First, these TIF costs can be quite high and may require the local government to go out and borrow by selling a bond; the issue: that bond could take 20 to 30 years to pay off.  So, while it’s true that some time in the future the taxes from the new project will go to the taxing units, it could take as many as 30 years, quite a long time. At same time, the new business in the TIF district likely generates a need for those same basic services that all taxpayers receive, but the taxes it pays don’t yet go to those services and may not for a very long time.  So that capped pre-TIF tax base has to pay for even more services because of the new project.

Secondly, the other major problem is that the concept of TIF expanded literally to encompass pretty large areas of a City. And don’t forget, one can have multiple TIFS in a community, so pretty large swaths of the tax base can be included and all the new taxes generated by whatever and whoever in those boundaries are captured for the TIF district. For example, take two cities I know pretty well: South Bend and Indianapolis. In South Bend, TIF areas make up almost 40% of the total acreage within the city limits. Not only that, those areas make up over 26% of the assessed value – that’s the property tax base – of the whole city. This isn’t peanuts when you translate it into tax dollars: $28 million plus per year.

Indianapolis has a similar story:  Indy has the same boundaries as Marion County, so it’s a much bigger geographic area than South Bend – about 400 square miles. Even so, the TIF areas there represent about 35 square miles and capture 11% of the City of Indianapolis’ boundary assessed valuation. The biggest TIF District as a percent of total assessed value is in downtown Indianapolis. That TIF covers a third of Center Township, which is the “downtown” township. The biggest Indianapolis school system “loses” about nine million dollars a year to TIF.

I present these facts not to indict the TIF program, because I think it is a great tool in the economic development toolbox. It’s just that there always needs to be a “big picture” evaluation of any TIF district on an ongoing basis. TIF ain’t free, and the fundamental strength of a city or town is the quality of its basic public services, such as police, fire and especially the local school system.

Still, this TIF idea had merit and still does. Sometimes, especially with downtowns and neighborhoods, the planned improvements benefit a larger area, including taxpayers already there before the TIF was formed.  So a couple of cross cutting trends are at work. Cities need development and the new tax base and employment it brings, but those new businesses and families that depend on them all have the normal needs for public service. So the need for such goes up with growth, but none of the new taxes in the TIF district goes toward that need, at least not for many years.
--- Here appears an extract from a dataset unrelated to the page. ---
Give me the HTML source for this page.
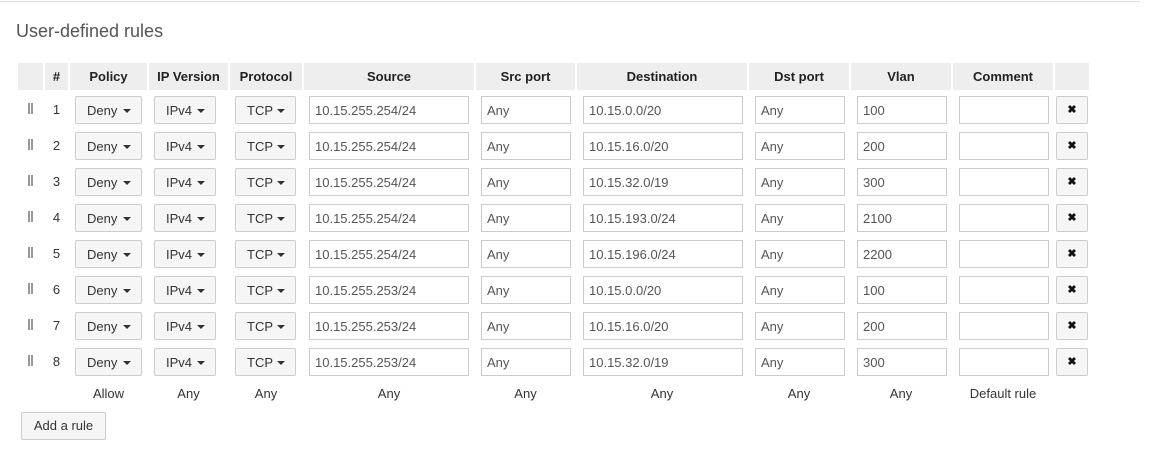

Well, have the elected folks who control TIF been asleep at the wheel, as these potential excesses have crept in over the years? No one has been asleep, but different officials have different views and usually it depends on who is controlling the TIF. TIF has been subject to regular amendments of late to restrict it, most notably a limit of twenty-five years on the life of a TIF district. If it has to be renewed down the road, at least it will have to be justified at that time.

In the meantime, many TIF districts have a long time to run and some that were set up in the early years have no limit to their lifespan. For those, and really all TIF districts, there needs to be the discipline of a plan on how to use the TIF money. In fact, given that some cities have a number of TIF districts, those funds should be part of an overall strategic plan for development of those communities.  But be careful with that too, because one of the advantages of TIF is flexibility, so local officials can react to support a project opportunity that comes up on short notice. Most economic development projects do come up on pretty short notice.

Another area that calls for some reform is the practice of not letting the TIF’d property taxes just accumulate in a fund that the city can just dip in year by year, with no apparent long range plan for the funds.  Some communities have shifted some TIF funds back to the “base” on an annual basis, so those other taxing units get some relief from the caps on their share of taxes. That’s not a for sure source of funds for more than a year at a time because next year’s TIF taxes may be different. But it does demonstrate that the government that controls the TIF recognizes the needs of the other taxing units.

All in all, TIF laws and the use of TIF funds should always be up for review. Those who control TIF funds should acknowledge a special responsibility, not just for how the funds can induce development but responsibility for the fair treatment of other services dependent on property tax dollars. After all, without confidence in basic public services, few businesses will choose to locate in a community, TIF or no TIF.

As with almost everything in the public arena, the middle ground is where the best balance of interests lies. And, as also the case, the people do get the government they “want,” whether they choose it by voting or by not voting.  It’s still a choice.  Not to be a scold to the busy, stretched and stressed citizen; I know you can’t get into the weeds on every public policy issue, but first and foremost, taking time to vote wisely – looking as best you can through the grubby swirl of TV ads and such – is the simple, one true duty of the citizen.